Anyone would think I have a thing for black vehicles:





































Just hoping for a decent bit of weather now to enjoy both of these, fingers crossed


----------



## gcp (Aug 8, 2002)

Nice one, black suits the 999 very well.


----------



## saint (Dec 6, 2002)

eeeeeeeeeekkkk..... the bike has a large wheel clearance to arch than the V6 - that takes some beating. :wink:


----------



## digimeisTTer (Apr 27, 2004)

Very nice mate!

:mrgreen:


----------



## TTotal (Aug 12, 2002)

Another thing we have in common eh Guy? Yet to get a pic of my Daytona, up to 1250 miles already ( 14 months  )
Get some Oberon body parts ...I have some beauty foot pegs and other fancy bits fitted.

A sister bike...


----------



## justtin (May 6, 2002)

i prefer matching silver :roll:


----------



## John C (Jul 5, 2002)

saint said:


> eeeeeeeeeekkkk..... the bike has a large wheel clearance to arch than the V6 - that takes some beating. :wink:


Knew you would admit it one of these days........... lol


----------



## L8_0RGY (Sep 12, 2003)

Black... It's the new grey :roll:


----------



## Blade_76 (Aug 11, 2004)

Not just the colours that match either....

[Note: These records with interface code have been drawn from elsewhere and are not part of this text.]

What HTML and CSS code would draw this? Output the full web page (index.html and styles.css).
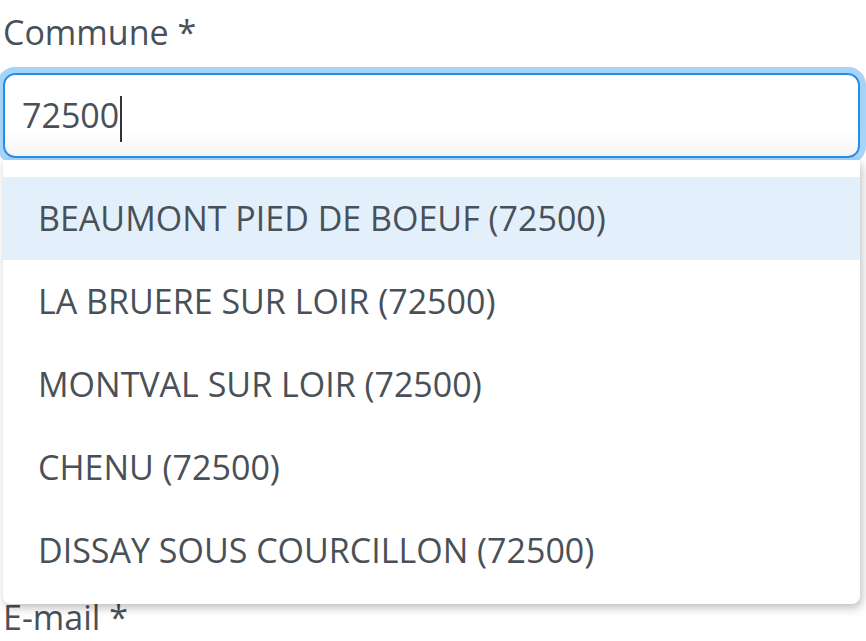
FILE: index.html
```html
<!DOCTYPE html>
<html>

<head>
    <meta charset="UTF-8">
    <title>Commune</title>
    <link rel="stylesheet" href="styles.css">
</head>

<body>
    <div class="form">
        <div class="field">
            <label class="field-label">Commune *</label>
            <div class="input-wrap">
                <div class="input focused">72500<span class="caret"></span></div>
                <ul class="suggestions">
                    <li class="active">BEAUMONT PIED DE BOEUF (72500)</li>
                    <li>LA BRUERE SUR LOIR (72500)</li>
                    <li>MONTVAL SUR LOIR (72500)</li>
                    <li>CHENU (72500)</li>
                    <li>DISSAY SOUS COURCILLON (72500)</li>
                </ul>
            </div>
        </div>

        <div class="field next">
            <label class="field-label">E-mail *</label>
        </div>
    </div>
</body>

</html>
```

FILE: styles.css
```css
body {
    margin: 0;
    font-family: "Open Sans", "Noto Sans", sans-serif;
    color: #495057;
    background-color: white;
    overflow: hidden;
}

.form {
    padding: 0 6px 0 3px;
}

.field-label {
    display: block;
    font-size: 34px;
    line-height: 51px;
    margin-top: 7px;
    padding-left: 0;
}

.input-wrap {
    position: relative;
    margin-top: 15px;
}

.input {
    box-sizing: border-box;
    height: 85px;
    padding: 0 17px;
    font-size: 34px;
    line-height: 81px;
    border: 2px solid #2190ea;
    border-radius: 12px;
    background: linear-gradient(to bottom, white 70%, #f4f4f4);
}

.input.focused {
    box-shadow: 0 0 0 6px #a6d4f8;
}

.caret {
    display: inline-block;
    width: 2px;
    height: 46px;
    background-color: #333;
    vertical-align: middle;
    margin-left: 1px;
}

.suggestions {
    position: absolute;
    top: 87px;
    left: 0;
    right: 0;
    margin: 0;
    padding: 17px 0 12px;
    list-style: none;
    background-color: white;
    border-radius: 0 0 8px 8px;
    box-shadow: 2px 4px 10px rgba(0, 0, 0, 0.25);
}

.suggestions li {
    height: 83px;
    line-height: 83px;
    padding-left: 35px;
    font-size: 34px;
}

.suggestions li.active {
    background-color: #e3f0fb;
}

.next {
    margin-top: 434px;
}
```
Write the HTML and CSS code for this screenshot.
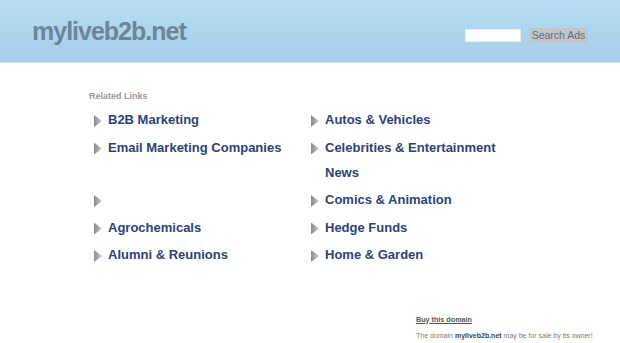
FILE: index.html
```html
<!DOCTYPE html>
<html>
<head>
<meta charset="utf-8">
<title>myliveb2b.net</title>
<link rel="stylesheet" href="styles.css">
</head>
<body>
<header class="header">
  <div class="logo">myliveb2b.net</div>
  <form class="search">
    <input class="search-input" type="text">
    <button class="search-btn" type="button">Search Ads</button>
  </form>
</header>
<main class="main">
  <div class="related">Related Links</div>
  <div class="links">
    <a class="link" href="#"><span class="arrow"></span><span class="label">B2B Marketing</span></a>
    <a class="link" href="#"><span class="arrow"></span><span class="label">Autos &amp; Vehicles</span></a>
    <a class="link" href="#"><span class="arrow"></span><span class="label">Email Marketing Companies</span></a>
    <a class="link" href="#"><span class="arrow"></span><span class="label">Celebrities &amp; Entertainment News</span></a>
    <a class="link" href="#"><span class="arrow"></span><span class="label"></span></a>
    <a class="link" href="#"><span class="arrow"></span><span class="label">Comics &amp; Animation</span></a>
    <a class="link" href="#"><span class="arrow"></span><span class="label">Agrochemicals</span></a>
    <a class="link" href="#"><span class="arrow"></span><span class="label">Hedge Funds</span></a>
    <a class="link" href="#"><span class="arrow"></span><span class="label">Alumni &amp; Reunions</span></a>
    <a class="link" href="#"><span class="arrow"></span><span class="label">Home &amp; Garden</span></a>
  </div>
</main>
<footer class="footer">
  <a class="buy" href="#">Buy this domain</a>
  <p class="sale">The domain <b>myliveb2b.net</b> may be for sale by its owner!</p>
</footer>
</body>
</html>
```
FILE: styles.css
```css
html, body {
  margin: 0;
  padding: 0;
  background: #ffffff;
  font-family: "Liberation Sans", Arial, sans-serif;
}
.header {
  box-sizing: border-box;
  height: 63px;
  background: linear-gradient(#b6ddf4, #a6cee8);
  border-bottom: 1px solid #c8e5f6;
  display: flex;
  justify-content: space-between;
  align-items: flex-start;
  padding: 0 32px 0 32px;
}
.logo {
  margin-top: 17px;
  font-size: 25px;
  line-height: 28px;
  font-weight: bold;
  letter-spacing: -1px;
  color: #6b8699;
}
.search {
  margin: 28px 0 0 0;
  display: flex;
  align-items: center;
  gap: 8px;
}
.search-input {
  box-sizing: border-box;
  width: 56px;
  height: 13px;
  border: 1px solid #e4eef4;
  background: #ffffff;
  padding: 0;
  margin: 0;
}
.search-btn {
  box-sizing: border-box;
  height: 15px;
  width: 59px;
  padding: 0;
  margin: 0;
  border: none;
  background: #c3c6c9;
  color: #5b6b84;
  font-family: "Liberation Sans", Arial, sans-serif;
  font-size: 10.5px;
  line-height: 15px;
}
.main {
  padding: 28px 0 0 89px;
}
.related {
  font-size: 9px;
  line-height: 11px;
  font-weight: bold;
  color: #9a9a9a;
}
.links {
  margin: 5px 0 0 5px;
  display: grid;
  grid-template-columns: 217px 217px;
  align-items: start;
}
.link {
  display: flex;
  align-items: flex-start;
  text-decoration: none;
  color: #2e4276;
  font-size: 13px;
  font-weight: bold;
  line-height: 25px;
  margin-bottom: 2.5px;
}
.arrow {
  flex: none;
  width: 8px;
  height: 12px;
  margin-top: 8px;
  margin-right: 6px;
  clip-path: polygon(0 0, 100% 50%, 0 100%);
  background: linear-gradient(to right, #8a8a8a, #b0b0b0 60%, #d0d0d0);
}
.label {
  width: 190px;
}
.footer {
  padding: 45px 0 0 416px;
}
.buy {
  display: block;
  font-size: 7.2px;
  line-height: 10px;
  font-weight: bold;
  color: #555555;
  text-decoration: underline;
}
.sale {
  margin: 6px 0 0 0;
  font-size: 7px;
  line-height: 10px;
  color: #7a7a7a;
}
.sale b {
  color: #444444;
}
```
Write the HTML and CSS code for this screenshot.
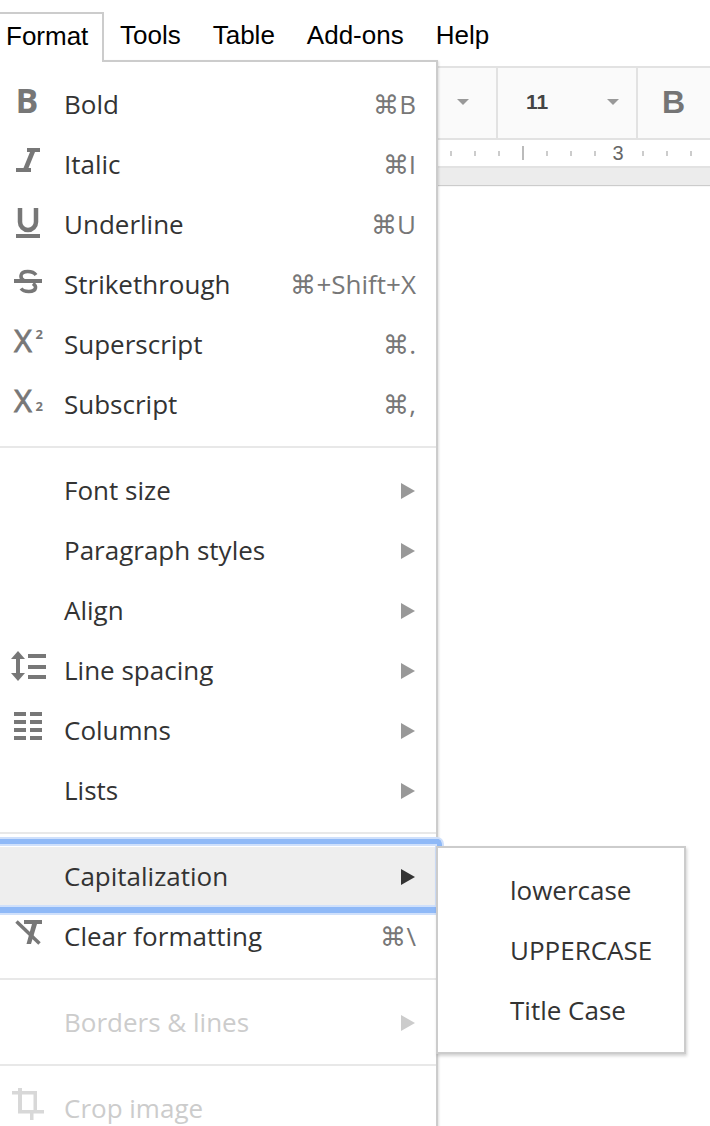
FILE: index.html
```html
<!DOCTYPE html>
<html lang="en">
<head>
<meta charset="utf-8">
<title>Format menu</title>
<link rel="stylesheet" href="styles.css">
</head>
<body>
<div class="app">
  <nav class="menubar">
    <div class="tab tab-open">Format</div>
    <div class="tab">Tools</div>
    <div class="tab">Table</div>
    <div class="tab">Add-ons</div>
    <div class="tab">Help</div>
  </nav>
  <div class="doc">
    <div class="toolbar">
      <div class="cell cell-style"><span class="caret"></span></div>
      <div class="cell cell-size"><span class="size">11</span><span class="caret"></span></div>
      <div class="cell cell-bold"><span class="tool-b">B</span></div>
    </div>
    <div class="ruler">
      <span class="mark"><i class="tick"></i></span><span class="mark"><i class="tick"></i></span><span class="mark"><i class="tick"></i></span>
      <span class="mark"><i class="tick tick-major"></i></span>
      <span class="mark"><i class="tick"></i></span><span class="mark"><i class="tick"></i></span><span class="mark"><i class="tick"></i></span>
      <span class="mark num">3</span>
      <span class="mark"><i class="tick"></i></span><span class="mark"><i class="tick"></i></span><span class="mark"><i class="tick"></i></span>
    </div>
    <div class="band"></div>
  </div>

  <div class="menu">
    <div class="row">
      <svg class="icon" viewBox="0 0 64 60"><text class="ig-b" x="15.500" y="38">B</text></svg>
      <span class="label">Bold</span><span class="short">⌘B</span>
    </div>
    <div class="row">
      <svg class="icon" viewBox="0 0 64 60"><path class="fill" d="M27 13H40V17H35L28.500 33H31V37H16V33H23.500L30 17H27Z"/></svg>
      <span class="label">Italic</span><span class="short">⌘I</span>
    </div>
    <div class="row">
      <svg class="icon" viewBox="0 0 64 60"><path class="line" d="M20 13V27a8 8 0 0 0 16 0V13"/><rect class="fill" x="16" y="39" width="24" height="4"/></svg>
      <span class="label">Underline</span><span class="short">⌘U</span>
    </div>
    <div class="row">
      <svg class="icon" viewBox="0 0 64 60"><path class="line-thin" d="M36 20C33 15.500 22 15 21 20.500C20.500 23 22 24.500 24 25.500M33 28.500C35 30 36 31 35.500 33C34.500 37.500 24 37.500 21 33.500"/><rect class="fill" x="14" y="24" width="28" height="4"/></svg>
      <span class="label">Strikethrough</span><span class="short">⌘+Shift+X</span>
    </div>
    <div class="row">
      <svg class="icon" viewBox="0 0 64 60"><text class="ig-x" x="14" y="37">X</text><text class="ig-s" x="35.500" y="24">2</text></svg>
      <span class="label">Superscript</span><span class="short">⌘.</span>
    </div>
    <div class="row">
      <svg class="icon" viewBox="0 0 64 60"><text class="ig-x" x="14" y="37">X</text><text class="ig-s" x="35.500" y="36">2</text></svg>
      <span class="label">Subscript</span><span class="short">⌘,</span>
    </div>
    <hr class="sep">
    <div class="row"><span class="icon"></span><span class="label">Font size</span><span class="arrow"></span></div>
    <div class="row"><span class="icon"></span><span class="label">Paragraph styles</span><span class="arrow"></span></div>
    <div class="row"><span class="icon"></span><span class="label">Align</span><span class="arrow"></span></div>
    <div class="row">
      <svg class="icon" viewBox="0 0 64 60"><path class="fill" d="M18 10L25 18H20V32H25L18 40L11 32H16V18H11Z"/><rect class="fill" x="28" y="13" width="18" height="4"/><rect class="fill" x="28" y="24" width="18" height="4"/><rect class="fill" x="28" y="34" width="18" height="4"/></svg>
      <span class="label">Line spacing</span><span class="arrow"></span>
    </div>
    <div class="row">
      <svg class="icon" viewBox="0 0 64 60"><path class="fill" d="M14 11h12v4H14ZM30 11h12v4H30ZM14 19h12v4H14ZM30 19h12v4H30ZM14 27h12v4H14ZM30 27h12v4H30ZM14 35h12v4H14ZM30 35h12v4H30Z"/></svg>
      <span class="label">Columns</span><span class="arrow"></span>
    </div>
    <div class="row"><span class="icon"></span><span class="label">Lists</span><span class="arrow"></span></div>
    <hr class="sep">
    <div class="row row-active">
      <span class="icon"></span><span class="label">Capitalization</span><span class="arrow"></span>
      <div class="submenu">
        <div class="subrow">lowercase</div>
        <div class="subrow">UPPERCASE</div>
        <div class="subrow">Title Case</div>
      </div>
    </div>
    <div class="row">
      <svg class="icon" viewBox="0 0 64 60"><path class="fill" d="M24 13H42V17H37L31 37H26.500L32 17H24Z"/><path class="line-thin" d="M16.500 14.500L39.500 36.500"/></svg>
      <span class="label">Clear formatting</span><span class="short">⌘\</span>
    </div>
    <hr class="sep">
    <div class="row row-disabled"><span class="icon"></span><span class="label">Borders &amp; lines</span><span class="arrow"></span></div>
    <hr class="sep">
    <div class="row row-disabled">
      <svg class="icon" viewBox="0 0 64 60"><path class="fill-off" d="M18 9H22V31H37V34.500H33.500V41H30V34.500H18V15.500H12V12H18ZM22 12H37V31H33.500V15.500H22ZM37 31H44V34.500H37Z"/></svg>
      <span class="label">Crop image</span>
    </div>
  </div>
</div>
</body>
</html>
```

FILE: styles.css
```css
* { box-sizing: border-box; }
html, body { margin: 0; padding: 0; background: #fff; }
.app {
  position: relative;
  width: 710px;
  height: 1126px;
  overflow: hidden;
  font-family: "Open Sans", sans-serif;
}

/* menu bar */
.menubar {
  display: flex;
  align-items: flex-end;
  height: 61px;
  font-family: "Liberation Sans", Arial, sans-serif;
  font-size: 26px;
  color: #000;
}
.tab {
  height: 49px;
  padding: 7px 16px 0;
  line-height: 32px;
}
.tab-open {
  position: relative;
  z-index: 5;
  width: 104px;
  height: 50px;
  margin-bottom: -1px;
  padding: 6px 0 0 6px;
  background: #fff;
  border-top: 2px solid #ccc;
  border-right: 2px solid #ccc;
}

/* document behind the menu */
.doc { margin-top: 5px; }
.toolbar {
  display: flex;
  height: 74px;
  padding-left: 437px;
  background: #fafafa;
  border-top: 2px solid #e2e2e2;
  border-bottom: 2px solid #e2e2e2;
}
.cell {
  display: flex;
  align-items: center;
  flex: none;
  padding-bottom: 2px;
  border-right: 2px solid #e2e2e2;
}
.cell-style { width: 61px; padding-left: 20px; }
.cell-size { width: 140px; padding-left: 28px; }
.cell-bold { flex: 1; border-right: 0; padding-left: 24px; }
.caret {
  width: 0;
  height: 0;
  border-left: 6px solid transparent;
  border-right: 6px solid transparent;
  border-top: 6px solid #999;
}
.size {
  width: 81px;
  font: bold 21px "Liberation Sans", Arial, sans-serif;
  color: #444;
}
.tool-b {
  font: bold 32px "Liberation Sans", Arial, sans-serif;
  color: #757575;
}
.ruler {
  display: flex;
  align-items: center;
  height: 26px;
  padding-left: 439px;
}
.mark {
  display: flex;
  justify-content: center;
  align-items: center;
  flex: none;
  width: 24px;
}
.tick { width: 2px; height: 5px; background: #ccc; }
.tick-major { height: 14px; background: #bbb; }
.num {
  padding-right: 2px;
  font: 20px "Liberation Sans", Arial, sans-serif;
  color: #666;
}
.band {
  height: 19px;
  background: #ececec;
  border-top: 2px solid #e2e2e2;
  box-shadow: 0 1px 1px #ccc;
}

/* format menu */
.menu {
  position: absolute;
  top: 60px;
  left: 0;
  z-index: 3;
  width: 438px;
  height: 1100px;
  padding-top: 13px;
  background: #fff;
  border-top: 2px solid #ccc;
  border-right: 2px solid #ccc;
  box-shadow: 1px 1px 2px rgba(0, 0, 0, .12);
}
.row {
  position: relative;
  display: flex;
  align-items: center;
  height: 60px;
  padding-right: 20px;
  font-size: 26px;
  color: #333;
}
.icon { display: block; flex: none; width: 64px; height: 60px; }
.label { flex: 1; margin-bottom: 2px; }
.short { margin-bottom: 2px; color: #777; }
.arrow {
  flex: none;
  margin-right: 1px;
  width: 0;
  height: 0;
  border-top: 8px solid transparent;
  border-bottom: 8px solid transparent;
  border-left: 14px solid #999;
}
.sep {
  height: 2px;
  margin: 11px 0 13px;
  border: 0;
  background: #e8e8e8;
}
.fill { fill: #777; }
.fill-off { fill: #d8d8d8; }
.line { fill: none; stroke: #777; stroke-width: 4.500; }
.line-thin { fill: none; stroke: #777; stroke-width: 3.500; }
.ig-b { font: bold 34px "Open Sans", sans-serif; fill: #777; }
.ig-x { font: 31px "Open Sans", sans-serif; fill: #777; stroke: #777; stroke-width: .8px; }
.ig-s { font: bold 13px "Open Sans", sans-serif; fill: #777; }

.row-active { background: #eee; }
.row-active .arrow { border-left-color: #333; }
.row-active::before {
  content: "";
  position: absolute;
  top: -8px;
  right: -6px;
  bottom: -6px;
  left: -10px;
  border-radius: 5px;
  border-top: 5px solid #8fb9f7;
  border-right: 5px solid #8fb9f7;
  border-bottom: 6px solid #8fb9f7;
  box-shadow: 0 0 0 2px #cfe0fb, inset 0 0 0 2px #cfe0fb;
}
.row-disabled { color: #ccc; }
.row-disabled .arrow { border-left-color: #ccc; }

.submenu {
  position: absolute;
  top: -1px;
  left: 436px;
  z-index: 4;
  width: 250px;
  height: 208px;
  padding-top: 12px;
  background: #fff;
  border: 2px solid #ccc;
  box-shadow: 1px 2px 3px rgba(0, 0, 0, .18);
}
.subrow {
  display: flex;
  align-items: center;
  height: 60px;
  padding-left: 72px;
}
```
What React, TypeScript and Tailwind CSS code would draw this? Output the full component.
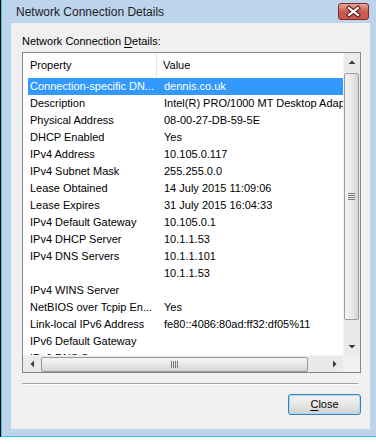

they are both unreliable... :lol:


----------



## Gizmo750 (Sep 16, 2004)

Hmmm, never had a problem with my TT and as for Ducati my 996 is still going as well as ever, 5 years old and no issues at all and I have no reason to expect anything less from the 999.


----------



## JayGemson (Jun 8, 2004)

Once you have black you don't go back


----------



## r1 (Oct 31, 2002)

Lovely bike!

Saintt - the thing is with bikes the bigger the clearance at the back, the better they look. 

Good weather to get a new bike...git!


----------



## garyc (May 7, 2002)

Nice. Very nice. 8)


----------



## tactile (Dec 3, 2004)

So is pink but we dont drive around in pink cars .................do you ?


----------



## Gizmo750 (Sep 16, 2004)

tactile said:


> So is pink but we dont drive around in pink cars .................do you ?


Obvious to everyone except you it would seem (see above pictures) :roll:


----------



## Loz180 (Sep 20, 2004)

Black don't Crack 8)

my last four bikes all black vx800, gsxr 750, cbr400/600 and zzr1100. black is the fastest colour... on sunny sundays around yorkshire it is anyway!
:wink:


----------



## tactile (Dec 3, 2004)

hiya Loz you ok ? long time no speak. Dont forget my invite !!


----------



## Loz180 (Sep 20, 2004)

You crack me up... :lol:


----------



## Dotti (Mar 9, 2003)

I always have black for my cars 8) :-*


----------